Un convitato di pietra grava sull’Italia: l’aumento dell’IVA
Mentre (tra un tweet, un post su Facebook e un’intervista in diretta su Rai Uno, nonostante l’intervistato si fosse detto intenzionato a “non parlare” per tre anni) i protagonisti della politica continuano a rimpallarsi responsabilità e porre veti che rendono difficile, per non dire impossibile, anche soltanto immaginare uno spiraglio in grado di portare alla formazione di un nuovo governo, su tutti noi incombe un gravoso “convitato di pietra”, ovvero l’Iva.
O, per essere più precisi, lo spauracchio di un ulteriore aumento dell’Imposta sul valore aggiunto che, se il nuovo Governo (quando mai ce ne sarà uno) non sarà in grado di trovare coperture per 12,5 miliardi di euro nel 2019 e 19,1 miliardi di euro nel 2020, lieviterà a partire dal primo gennaio 2019 iniziando un “cammino” che la porterà, nel 2021, a toccare quota 25%. Ovvero un quarto del valore del bene su cui verrà applicata.
Un incremento che non lascerebbe intatta neppure l’aliquota Iva agevolata, che passerebbe dal 10% all’11,5% fino a toccare, dal gennaio 2020, quota 13%. In sostanza, un probabile ulteriore salasso che colpirà indiscriminatamente tutto e tutti, con aumenti considerevoli per ogni bene, servizio o prestazione.

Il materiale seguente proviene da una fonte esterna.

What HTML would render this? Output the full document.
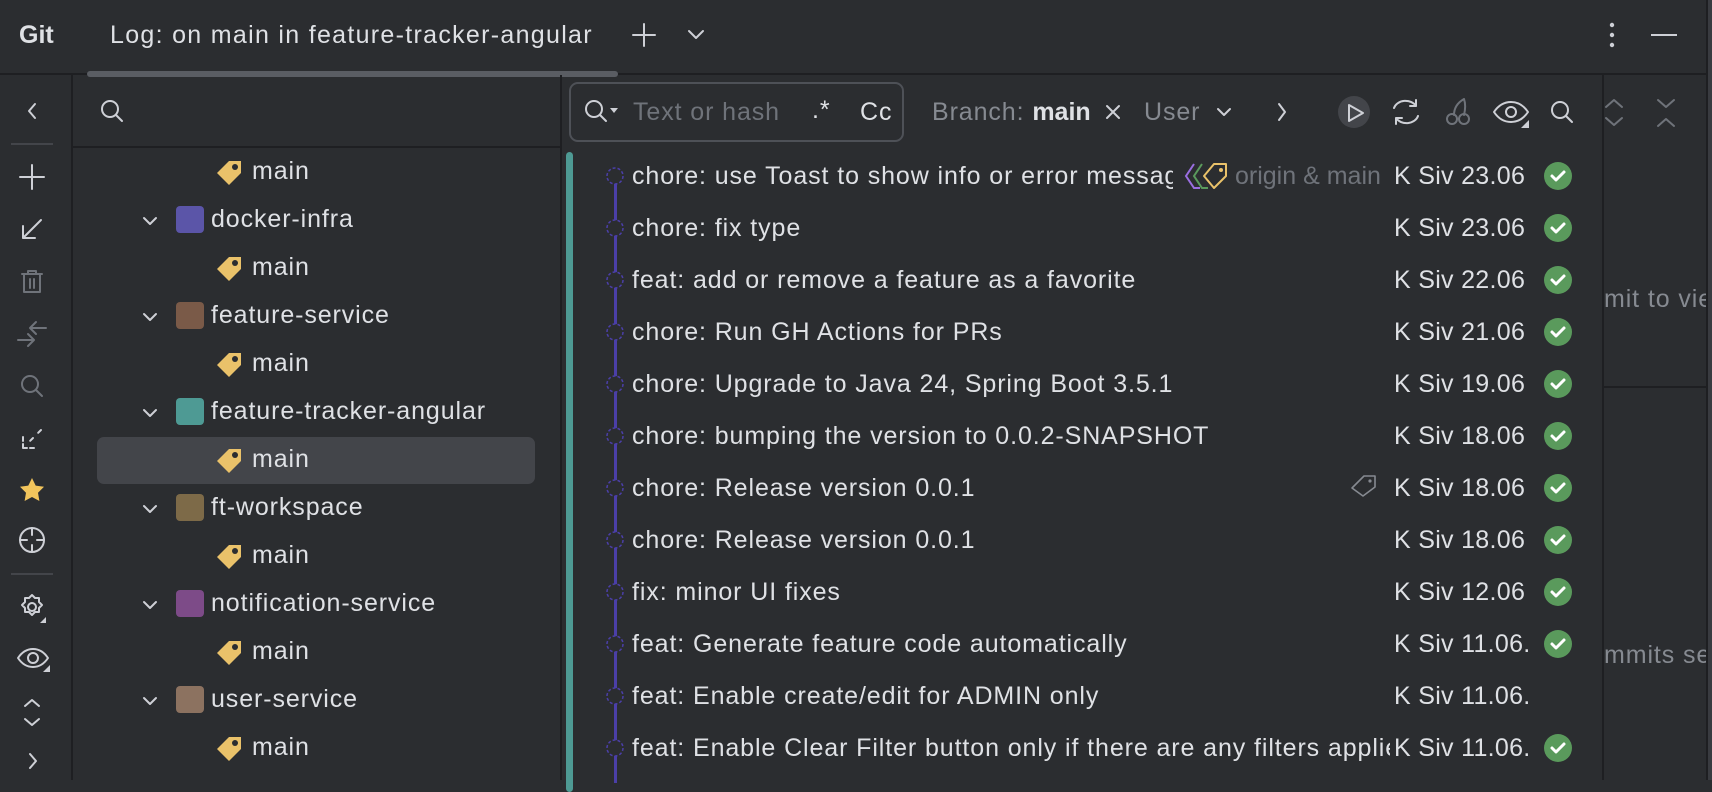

Il tutto a causa di una delle molteplici “clausole di salvaguardia” che l’Italia ha sottoscritto con l’Unione Europea in conseguenza del proprio enorme buco di bilancio.
Un problema ragguardevole – che, secondo uno studio de Il Sole 24 Ore, comporterebbe un incremento di spesa medio pari a 317 euro per famiglia – che denota ancora una volta come il percepibile “impoverimento” del Paese non sia dovuto tanto a sprechi e caste (con c o k a piacere) assortite, quanto piuttosto all’assenza di leadership forti in grado di risollevare un’economia sempre più (ed ormai da troppo tempo) asfittica.
Con la conseguenza che l’Iva – così come, ad esempio, le accise sui carburanti – finisce per rappresentare un ennesimo fardello. Ben più pesante di quello che grava, per restare nella UE, sulle spalle dei tedeschi (imposta al 19%), dei francesi (al 20%) o degli spagnoli (21%). Un valido motivo in più per dare, al più presto, una svolta alla perdurante impasse politica.